Is this method better than the current quest solution? In my opinion, yes, as I still feel that these sorts of battles will feel infinitely more epic all of the time than killing a few measly mobs ever does on World of Warcraft. Even if that’s all I’ve been doing on Guild Wars 2 it’ll still feel epic. Not only this but my “feeling of accomplishment” will come in a sense of actual worth. I will feel as if I’ve actually made a difference in the games world. A big giant army threatened the land, and I helped beat it back. That’s a lot better than killing 10-20 of the army and saying “Yup, I did a damn good job!” I do understand that in the context of the game, “20″ is meant to be similar to “hundreds” but that’s certainly not how it feels.
Removing Quests Altogether?
The idea was interesting to me, but it’ll never truly happen without resorting back to the old grindfest of Korean MMOs, which many Western MMO players simply don’t like.
Quests are not a bad thing, though, but they shouldn’t be the end-all, be-all to a game. Things like daily quests are tedious, not fun, whereas the average MMO has shown it can make some pretty awesome quests. Even The Elder Scrolls series has some epic questlines but is ultimately bombarded by a bunch of useless crap (especially Skyrim).

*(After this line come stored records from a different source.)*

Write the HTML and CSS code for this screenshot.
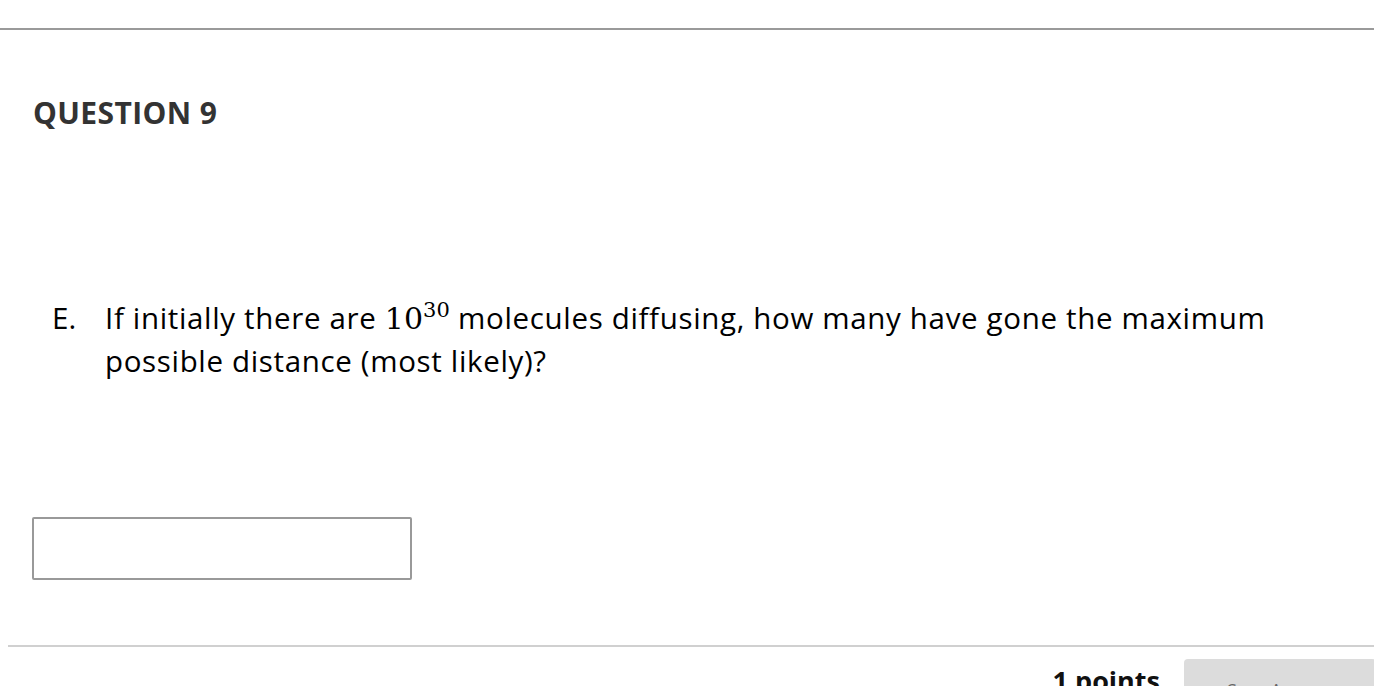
FILE: index.html
```html
<!DOCTYPE html>
<html lang="en">
<head>
<meta charset="utf-8">
<title>Question 9</title>
<link rel="stylesheet" href="styles.css">
</head>
<body>
<div class="page">
  <div class="top-rule"></div>
  <h2 class="q-title">QUESTION 9</h2>
  <div class="q-body">
    <div class="q-item">
      <span class="q-marker">E.</span>
      <p class="q-text">If initially there are <span class="math">10<sup>30</sup></span> molecules diffusing, how many have gone the maximum possible distance (most likely)?</p>
    </div>
  </div>
  <div class="answer-row">
    <input class="answer" type="text" aria-label="Answer">
  </div>
  <div class="footer">
    <div class="bottom-rule"></div>
    <div class="footer-row">
      <span class="points">1 points</span>
      <button class="save" type="button">Save Answer</button>
    </div>
  </div>
</div>
</body>
</html>
```

FILE: styles.css
```css
html, body {
  margin: 0;
  padding: 0;
  background: #ffffff;
  overflow: hidden;
}

.page {
  width: 1374px;
  height: 686px;
  overflow: hidden;
  display: flex;
  flex-direction: column;
}

.page > * {
  flex: none;
}

.top-rule {
  margin-top: 28px;
  height: 2px;
  background: #9a9a9a;
}

.q-title {
  margin: 63px 0 0 33px;
  font-family: "Open Sans", sans-serif;
  font-weight: 700;
  font-size: 30px;
  letter-spacing: 0.4px;
  line-height: 40px;
  color: #333333;
}

.q-body {
  margin-top: 164px;
  padding-left: 52px;
}

.q-item {
  display: flex;
  font-family: "Open Sans", "Noto Sans", sans-serif;
  font-size: 29.5px;
  letter-spacing: 0.66px;
  line-height: 42px;
  color: #000000;
}

.q-marker {
  width: 53px;
  flex: none;
  letter-spacing: 0;
}

.q-text {
  margin: 0;
  width: 1200px;
}

.math {
  font-family: "DejaVu Serif", "Liberation Serif", serif;
  font-size: 30px;
  letter-spacing: 0;
}

.math sup {
  font-size: 21px;
  line-height: 0;
  vertical-align: 12px;
}

.answer-row {
  margin-top: 135px;
  padding-left: 32px;
}

.answer {
  display: block;
  box-sizing: border-box;
  width: 380px;
  height: 63px;
  margin: 0;
  border: 2px solid #999999;
  border-radius: 2px;
  background: #ffffff;
  outline: none;
}

.footer {
  margin-top: 65px;
  padding-left: 8px;
}

.bottom-rule {
  height: 2px;
  background: #d0d0d0;
}

.footer-row {
  display: flex;
  justify-content: flex-end;
  align-items: flex-start;
  gap: 24px;
  margin-top: 12px;
}

.points {
  font-family: "Open Sans", sans-serif;
  font-weight: 700;
  font-size: 27px;
  line-height: 36px;
  margin-top: 4px;
  color: #111111;
}

.save {
  width: 192px;
  height: 48px;
  margin-right: -2px;
  border: none;
  border-radius: 4px;
  background: #dcdcdc;
  color: #666666;
  font-family: "Open Sans", sans-serif;
  font-size: 18px;
  padding: 0;
  padding-top: 14px;
  line-height: 24px;
}
```
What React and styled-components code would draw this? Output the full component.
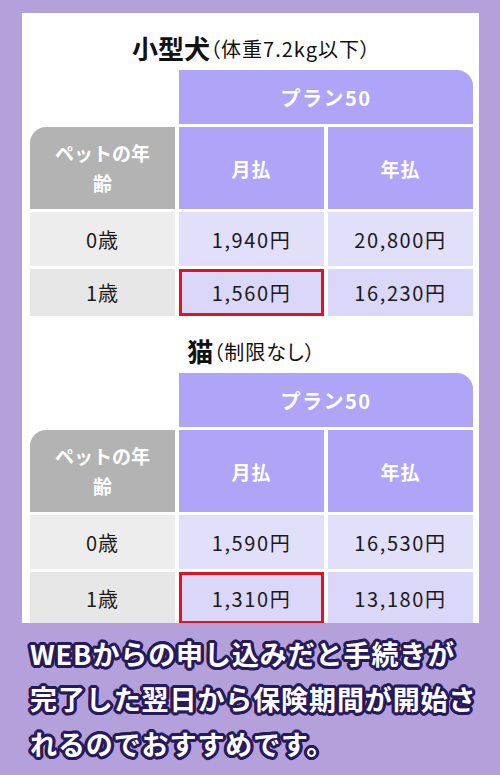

Quests should feel epic and should reward you not just with experience, money or items but with a good challenge and the sense of achievement and “epicness” that you feel upon completion.
Installing the WARZONES mod and single-handedly stopping hundreds of Rebel soldiers feels so much more epic than any of the quests given to me in Skyrim. Likewise, completing the Thieves’ Guild quest chain in Oblivion is one of the hardest but most satisfying chains that game has to offer, even if the reward doesn’t necessarily stack up (the chain is the reward if you ask me, though).
A good role-playing game should have quests, but it shouldn’t rely on them. We don’t have to remove them, we just have to stop relying on them.